### Supplied material
-*-*-

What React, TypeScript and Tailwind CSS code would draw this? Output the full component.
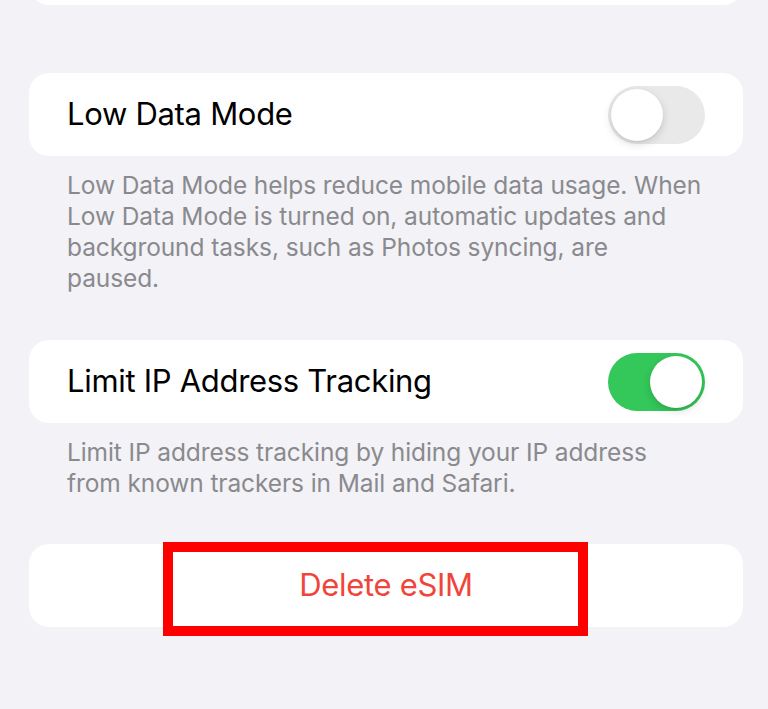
import React from 'react';

const font = { fontFamily: 'Inter, "Noto Sans", "Liberation Sans", sans-serif' };

interface ToggleProps {
  on: boolean;
}

const Toggle: React.FC<ToggleProps> = ({ on }) => (
  <div
    className={`flex items-center w-[97px] h-[58px] rounded-full p-[3px] ${
      on ? 'bg-[#34c759] justify-end' : 'bg-[#e9e9ea] justify-start'
    }`}
  >
    <div className="w-[52px] h-[52px] rounded-full bg-white shadow-[0_3px_8px_rgba(0,0,0,0.15),0_1px_1px_rgba(0,0,0,0.06)]" />
  </div>
);

interface RowProps {
  title: string;
  on: boolean;
}

const ToggleRow: React.FC<RowProps> = ({ title, on }) => (
  <div className="flex items-center justify-between h-[83px] bg-white rounded-[20px] pl-[38px] pr-[38px]">
    <span className="text-[31px] text-black tracking-[-0.3px]">{title}</span>
    <Toggle on={on} />
  </div>
);

const Footnote: React.FC<{ children: React.ReactNode; bottom: string }> = ({ children, bottom }) => (
  <p className={`pl-[38px] pt-[14px] ${bottom} text-[24.5px] leading-[31px] text-[#8a8a8e] tracking-[-0.1px] whitespace-nowrap`}>
    {children}
  </p>
);

export default function App() {
  return (
    <div className="w-[768px] h-[709px] bg-[#f2f2f7] overflow-hidden" style={font}>
      <div className="pl-[29px] pr-[25px]">
        <div className="h-[60px] -mt-[55px] bg-white rounded-[20px]" />

        <div className="mt-[68px]">
          <ToggleRow title="Low Data Mode" on={false} />
        </div>
        <Footnote bottom="pb-[46px]">
          Low Data Mode helps reduce mobile data usage. When
          <br />
          Low Data Mode is turned on, automatic updates and
          <br />
          background tasks, such as Photos syncing, are
          <br />
          paused.
        </Footnote>

        <ToggleRow title="Limit IP Address Tracking" on={true} />
        <Footnote bottom="pb-[45px]">
          Limit IP address tracking by hiding your IP address
          <br />
          from known trackers in Mail and Safari.
        </Footnote>

        <div className="relative flex items-center justify-center h-[83px] bg-white rounded-[20px]">
          <span className="text-[31px] text-[#f0453a] tracking-[-0.3px]">Delete eSIM</span>
          <div className="absolute left-[134px] top-[-2px] w-[425px] h-[94px] border-[10px] border-[#ff0000]" />
        </div>
      </div>
    </div>
  );
}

-*-*-

Omit the pictures and output all of the other material exactly.

### Output below
What React, TypeScript and Tailwind CSS code would draw this? Output the full component.
import React from 'react';

const font = { fontFamily: 'Inter, "Noto Sans", "Liberation Sans", sans-serif' };

interface ToggleProps {
  on: boolean;
}

const Toggle: React.FC<ToggleProps> = ({ on }) => (
  <div
    className={`flex items-center w-[97px] h-[58px] rounded-full p-[3px] ${
      on ? 'bg-[#34c759] justify-end' : 'bg-[#e9e9ea] justify-start'
    }`}
  >
    <div className="w-[52px] h-[52px] rounded-full bg-white shadow-[0_3px_8px_rgba(0,0,0,0.15),0_1px_1px_rgba(0,0,0,0.06)]" />
  </div>
);

interface RowProps {
  title: string;
  on: boolean;
}

const ToggleRow: React.FC<RowProps> = ({ title, on }) => (
  <div className="flex items-center justify-between h-[83px] bg-white rounded-[20px] pl-[38px] pr-[38px]">
    <span className="text-[31px] text-black tracking-[-0.3px]">{title}</span>
    <Toggle on={on} />
  </div>
);

const Footnote: React.FC<{ children: React.ReactNode; bottom: string }> = ({ children, bottom }) => (
  <p className={`pl-[38px] pt-[14px] ${bottom} text-[24.5px] leading-[31px] text-[#8a8a8e] tracking-[-0.1px] whitespace-nowrap`}>
    {children}
  </p>
);

export default function App() {
  return (
    <div className="w-[768px] h-[709px] bg-[#f2f2f7] overflow-hidden" style={font}>
      <div className="pl-[29px] pr-[25px]">
        <div className="h-[60px] -mt-[55px] bg-white rounded-[20px]" />

        <div className="mt-[68px]">
          <ToggleRow title="Low Data Mode" on={false} />
        </div>
        <Footnote bottom="pb-[46px]">
          Low Data Mode helps reduce mobile data usage. When
          <br />
          Low Data Mode is turned on, automatic updates and
          <br />
          background tasks, such as Photos syncing, are
          <br />
          paused.
        </Footnote>

        <ToggleRow title="Limit IP Address Tracking" on={true} />
        <Footnote bottom="pb-[45px]">
          Limit IP address tracking by hiding your IP address
          <br />
          from known trackers in Mail and Safari.
        </Footnote>

        <div className="relative flex items-center justify-center h-[83px] bg-white rounded-[20px]">
          <span className="text-[31px] text-[#f0453a] tracking-[-0.3px]">Delete eSIM</span>
          <div className="absolute left-[134px] top-[-2px] w-[425px] h-[94px] border-[10px] border-[#ff0000]" />
        </div>
      </div>
    </div>
  );
}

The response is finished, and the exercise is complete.